### [EXERCISE GOAL]
Every line of the listing must be reproduced as it stands. Leave the images behind.
## START
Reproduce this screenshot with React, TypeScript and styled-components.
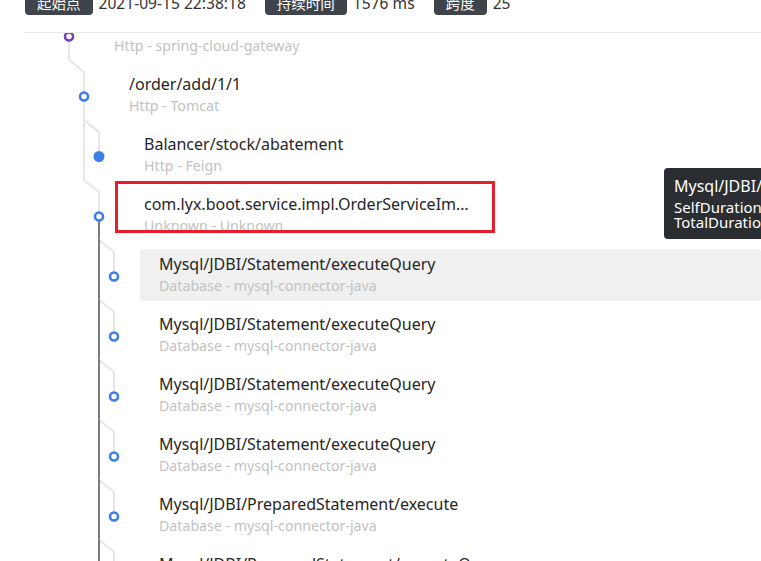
import {FC} from "react";
import styled, {createGlobalStyle} from "styled-components";

const colors = {
  tag: "#3f434a",
  text: "#333",
  title: "#262626",
  sub: "#c2c2c2",
  line: "#e6e6e6",
  trunk: "#7a7a7a",
  blue: "#3c7fe6",
  purple: "#7442b3",
  hover: "#f0f0f0",
  red: "#e41f2b",
}

type Tone = "light" | "dark"

type Span = {
  depth: number
  title: string
  sub: string
  dot: "ring" | "fill"
  color?: string
  branch?: boolean
  trunk?: Tone
  pass?: {depth: number, tone: Tone}[]
  active?: boolean
}

const mysql = (title: string, active = false, last = false): Span => ({
  depth: 3,
  title,
  sub: "Database - mysql-connector-java",
  dot: "ring",
  branch: true,
  pass: last ? [] : [{depth: 2, tone: "dark"}],
  active,
})

const spans: Span[] = [
  {depth: 0, title: "/order/add/1/1", sub: "Http - spring-cloud-gateway", dot: "ring", color: colors.purple, trunk: "light"},
  {depth: 1, title: "/order/add/1/1", sub: "Http - Tomcat", dot: "ring", branch: true, trunk: "light"},
  {depth: 2, title: "Balancer/stock/abatement", sub: "Http - Feign", dot: "fill", branch: true, pass: [{depth: 1, tone: "light"}]},
  {depth: 2, title: "com.lyx.boot.service.impl.OrderServiceImpl.addOrder", sub: "Unknown - Unknown", dot: "ring", branch: true, trunk: "dark"},
  mysql("Mysql/JDBI/Statement/executeQuery", true),
  mysql("Mysql/JDBI/Statement/executeQuery"),
  mysql("Mysql/JDBI/Statement/executeQuery"),
  mysql("Mysql/JDBI/Statement/executeQuery"),
  mysql("Mysql/JDBI/PreparedStatement/execute"),
  mysql("Mysql/JDBI/PreparedStatement/executeQuery"),
  mysql("Mysql/JDBI/PreparedStatement/executeUpdate", false, true),
]

const ROW = 60
const DOT_Y = 37
const dotX = (depth: number) => 44 + depth * 15
const gutter = (depth: number) => 70 + depth * 15
const toneColor = (tone: Tone) => tone === "dark" ? colors.trunk : colors.line

const Connector:FC<{span: Span}> = ({span}) => {
  const x = dotX(span.depth)
  const px = dotX(span.depth - 1)
  const color = span.color || colors.blue

  return(
    <Gutter width={gutter(span.depth)} height={ROW}>
      {span.branch && (
        <polyline points={`${px},0 ${x},12 ${x},${DOT_Y}`} fill="none" stroke={colors.line} strokeWidth="2"/>
      )}
      {span.pass?.map(p => (
        <line key={p.depth} x1={dotX(p.depth)} y1="0" x2={dotX(p.depth)} y2={ROW} stroke={toneColor(p.tone)} strokeWidth="2"/>
      ))}
      {span.trunk && (
        <line x1={x} y1={DOT_Y} x2={x} y2={ROW} stroke={toneColor(span.trunk)} strokeWidth="2"/>
      )}
      {span.dot === "fill"
        ? <circle cx={x} cy={DOT_Y - 0.5} r="5.5" fill={color}/>
        : <circle cx={x} cy={DOT_Y - 0.5} r="4" fill="#fff" stroke={color} strokeWidth="2.6"/>}
    </Gutter>
  )
}

const App:FC = () => {
  return(
    <Page>
      <GlobalStyle/>
      <Header>
        <HeaderRow>
          <Tag>起始点</Tag>
          <Value>2021-09-15 22:38:18</Value>
          <Tag>持续时间</Tag>
          <Value>1576 ms</Value>
          <Tag>跨度</Tag>
          <Value>25</Value>
        </HeaderRow>
      </Header>

      <Viewport>
        <TreeList>
          {spans.map((span, i) => (
            <Row key={i}>
              <Connector span={span}/>
              <Item active={span.active}>
                <Title>{span.title}</Title>
                <Sub>{span.sub}</Sub>
              </Item>
            </Row>
          ))}
        </TreeList>
      </Viewport>

      <Annotation/>

      <Tooltip>
        <TooltipTitle>Mysql/JDBI/Statement/executeQuery</TooltipTitle>
        <TooltipLine>SelfDuration: 1 ms</TooltipLine>
        <TooltipLine>TotalDuration: 1 ms</TooltipLine>
      </Tooltip>
    </Page>
  )
}

const GlobalStyle = createGlobalStyle`
  html, body {
    margin: 0;
    padding: 0;
    background: #fff;
    overflow: hidden;
  }
  body {
    font-family: "Noto Sans", "Noto Sans CJK SC", sans-serif;
  }
`
const Page = styled.div`
  position: relative;
  width: 761px;
  height: 561px;
  padding-left: 25px;
  box-sizing: border-box;
  overflow: hidden;
`
const Header = styled.div`
  display: flex;
  align-items: flex-start;
  height: 32px;
  border-bottom: 1px solid #e8e8e8;
  background: #fff;
`
const HeaderRow = styled.div`
  display: flex;
  align-items: center;
  margin-top: -9px;
  height: 24px;
`
const Tag = styled.span`
  height: 24px;
  padding: 0 12px;
  border-radius: 4px;
  background: ${colors.tag};
  color: #fff;
  font-size: 14.5px;
  line-height: 24px;
`
const Value = styled.span`
  margin: 0 19px 0 6px;
  font-size: 15.6px;
  color: ${colors.text};
`
const Viewport = styled.div`
  height: calc(100% - 33px);
  overflow: hidden;
`
const TreeList = styled.div`
  margin-top: -33px;
  display: flex;
  flex-direction: column;
`
const Row = styled.div`
  display: flex;
  height: ${ROW}px;
`
const Gutter = styled.svg`
  flex: none;
  overflow: visible;
`
const Item = styled.div<{active?: boolean}>`
  flex: 1;
  height: 52px;
  margin-top: 9px;
  padding: 4px 19px;
  box-sizing: border-box;
  border-radius: 3px;
  background: ${props => props.active ? colors.hover : "transparent"};
`
const Title = styled.div`
  max-width: 325px;
  overflow: hidden;
  white-space: nowrap;
  text-overflow: ellipsis;
  font-size: 16px;
  line-height: 22px;
  color: ${colors.title};
`
const Sub = styled.div`
  font-size: 14.2px;
  line-height: 22px;
  color: ${colors.sub};
`
const Annotation = styled.div`
  position: absolute;
  left: 115px;
  top: 181px;
  width: 380px;
  height: 52px;
  box-sizing: border-box;
  border: 3px solid ${colors.red};
`
const Tooltip = styled.div`
  position: absolute;
  left: 664px;
  top: 168px;
  width: 290px;
  height: 71px;
  padding: 8px 10px 0;
  box-sizing: border-box;
  border-radius: 4px;
  background: #2a2d31;
  color: #fff;
`
const TooltipTitle = styled.div`
  margin-bottom: 4px;
  font-size: 16px;
  line-height: 20px;
  white-space: nowrap;
`
const TooltipLine = styled.div`
  font-size: 15px;
  line-height: 15px;
  white-space: nowrap;
`

export default App
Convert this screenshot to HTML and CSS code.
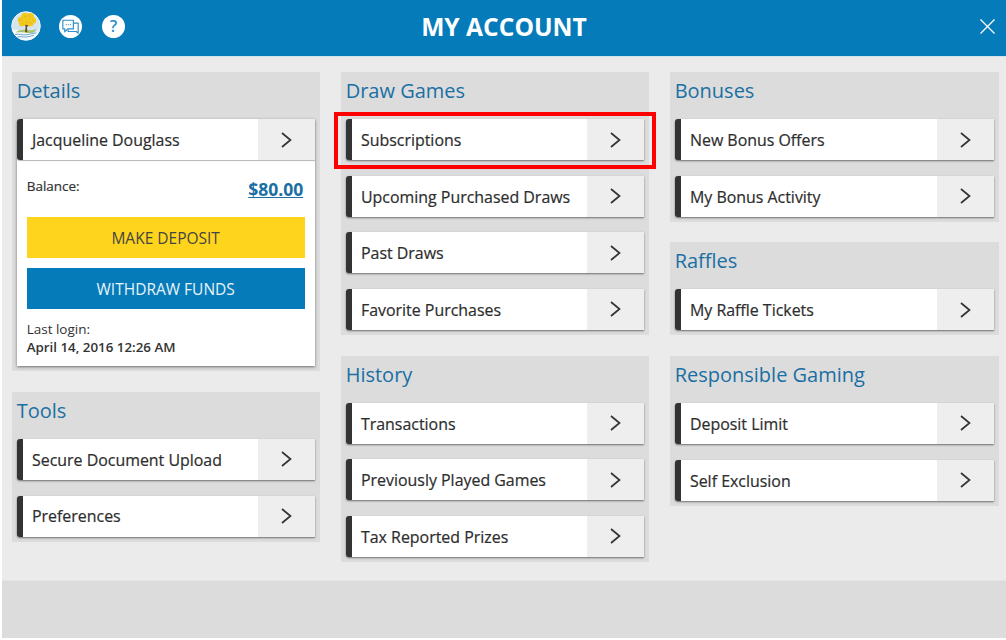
## END
### [RESPONSE TO THIS TASK]
Reproduce this screenshot with React, TypeScript and styled-components.
import {FC} from "react";
import styled, {createGlobalStyle} from "styled-components";

const colors = {
  tag: "#3f434a",
  text: "#333",
  title: "#262626",
  sub: "#c2c2c2",
  line: "#e6e6e6",
  trunk: "#7a7a7a",
  blue: "#3c7fe6",
  purple: "#7442b3",
  hover: "#f0f0f0",
  red: "#e41f2b",
}

type Tone = "light" | "dark"

type Span = {
  depth: number
  title: string
  sub: string
  dot: "ring" | "fill"
  color?: string
  branch?: boolean
  trunk?: Tone
  pass?: {depth: number, tone: Tone}[]
  active?: boolean
}

const mysql = (title: string, active = false, last = false): Span => ({
  depth: 3,
  title,
  sub: "Database - mysql-connector-java",
  dot: "ring",
  branch: true,
  pass: last ? [] : [{depth: 2, tone: "dark"}],
  active,
})

const spans: Span[] = [
  {depth: 0, title: "/order/add/1/1", sub: "Http - spring-cloud-gateway", dot: "ring", color: colors.purple, trunk: "light"},
  {depth: 1, title: "/order/add/1/1", sub: "Http - Tomcat", dot: "ring", branch: true, trunk: "light"},
  {depth: 2, title: "Balancer/stock/abatement", sub: "Http - Feign", dot: "fill", branch: true, pass: [{depth: 1, tone: "light"}]},
  {depth: 2, title: "com.lyx.boot.service.impl.OrderServiceImpl.addOrder", sub: "Unknown - Unknown", dot: "ring", branch: true, trunk: "dark"},
  mysql("Mysql/JDBI/Statement/executeQuery", true),
  mysql("Mysql/JDBI/Statement/executeQuery"),
  mysql("Mysql/JDBI/Statement/executeQuery"),
  mysql("Mysql/JDBI/Statement/executeQuery"),
  mysql("Mysql/JDBI/PreparedStatement/execute"),
  mysql("Mysql/JDBI/PreparedStatement/executeQuery"),
  mysql("Mysql/JDBI/PreparedStatement/executeUpdate", false, true),
]

const ROW = 60
const DOT_Y = 37
const dotX = (depth: number) => 44 + depth * 15
const gutter = (depth: number) => 70 + depth * 15
const toneColor = (tone: Tone) => tone === "dark" ? colors.trunk : colors.line

const Connector:FC<{span: Span}> = ({span}) => {
  const x = dotX(span.depth)
  const px = dotX(span.depth - 1)
  const color = span.color || colors.blue

  return(
    <Gutter width={gutter(span.depth)} height={ROW}>
      {span.branch && (
        <polyline points={`${px},0 ${x},12 ${x},${DOT_Y}`} fill="none" stroke={colors.line} strokeWidth="2"/>
      )}
      {span.pass?.map(p => (
        <line key={p.depth} x1={dotX(p.depth)} y1="0" x2={dotX(p.depth)} y2={ROW} stroke={toneColor(p.tone)} strokeWidth="2"/>
      ))}
      {span.trunk && (
        <line x1={x} y1={DOT_Y} x2={x} y2={ROW} stroke={toneColor(span.trunk)} strokeWidth="2"/>
      )}
      {span.dot === "fill"
        ? <circle cx={x} cy={DOT_Y - 0.5} r="5.5" fill={color}/>
        : <circle cx={x} cy={DOT_Y - 0.5} r="4" fill="#fff" stroke={color} strokeWidth="2.6"/>}
    </Gutter>
  )
}

const App:FC = () => {
  return(
    <Page>
      <GlobalStyle/>
      <Header>
        <HeaderRow>
          <Tag>起始点</Tag>
          <Value>2021-09-15 22:38:18</Value>
          <Tag>持续时间</Tag>
          <Value>1576 ms</Value>
          <Tag>跨度</Tag>
          <Value>25</Value>
        </HeaderRow>
      </Header>

      <Viewport>
        <TreeList>
          {spans.map((span, i) => (
            <Row key={i}>
              <Connector span={span}/>
              <Item active={span.active}>
                <Title>{span.title}</Title>
                <Sub>{span.sub}</Sub>
              </Item>
            </Row>
          ))}
        </TreeList>
      </Viewport>

      <Annotation/>

      <Tooltip>
        <TooltipTitle>Mysql/JDBI/Statement/executeQuery</TooltipTitle>
        <TooltipLine>SelfDuration: 1 ms</TooltipLine>
        <TooltipLine>TotalDuration: 1 ms</TooltipLine>
      </Tooltip>
    </Page>
  )
}

const GlobalStyle = createGlobalStyle`
  html, body {
    margin: 0;
    padding: 0;
    background: #fff;
    overflow: hidden;
  }
  body {
    font-family: "Noto Sans", "Noto Sans CJK SC", sans-serif;
  }
`
const Page = styled.div`
  position: relative;
  width: 761px;
  height: 561px;
  padding-left: 25px;
  box-sizing: border-box;
  overflow: hidden;
`
const Header = styled.div`
  display: flex;
  align-items: flex-start;
  height: 32px;
  border-bottom: 1px solid #e8e8e8;
  background: #fff;
`
const HeaderRow = styled.div`
  display: flex;
  align-items: center;
  margin-top: -9px;
  height: 24px;
`
const Tag = styled.span`
  height: 24px;
  padding: 0 12px;
  border-radius: 4px;
  background: ${colors.tag};
  color: #fff;
  font-size: 14.5px;
  line-height: 24px;
`
const Value = styled.span`
  margin: 0 19px 0 6px;
  font-size: 15.6px;
  color: ${colors.text};
`
const Viewport = styled.div`
  height: calc(100% - 33px);
  overflow: hidden;
`
const TreeList = styled.div`
  margin-top: -33px;
  display: flex;
  flex-direction: column;
`
const Row = styled.div`
  display: flex;
  height: ${ROW}px;
`
const Gutter = styled.svg`
  flex: none;
  overflow: visible;
`
const Item = styled.div<{active?: boolean}>`
  flex: 1;
  height: 52px;
  margin-top: 9px;
  padding: 4px 19px;
  box-sizing: border-box;
  border-radius: 3px;
  background: ${props => props.active ? colors.hover : "transparent"};
`
const Title = styled.div`
  max-width: 325px;
  overflow: hidden;
  white-space: nowrap;
  text-overflow: ellipsis;
  font-size: 16px;
  line-height: 22px;
  color: ${colors.title};
`
const Sub = styled.div`
  font-size: 14.2px;
  line-height: 22px;
  color: ${colors.sub};
`
const Annotation = styled.div`
  position: absolute;
  left: 115px;
  top: 181px;
  width: 380px;
  height: 52px;
  box-sizing: border-box;
  border: 3px solid ${colors.red};
`
const Tooltip = styled.div`
  position: absolute;
  left: 664px;
  top: 168px;
  width: 290px;
  height: 71px;
  padding: 8px 10px 0;
  box-sizing: border-box;
  border-radius: 4px;
  background: #2a2d31;
  color: #fff;
`
const TooltipTitle = styled.div`
  margin-bottom: 4px;
  font-size: 16px;
  line-height: 20px;
  white-space: nowrap;
`
const TooltipLine = styled.div`
  font-size: 15px;
  line-height: 15px;
  white-space: nowrap;
`

export default App
Convert this screenshot to HTML and CSS code.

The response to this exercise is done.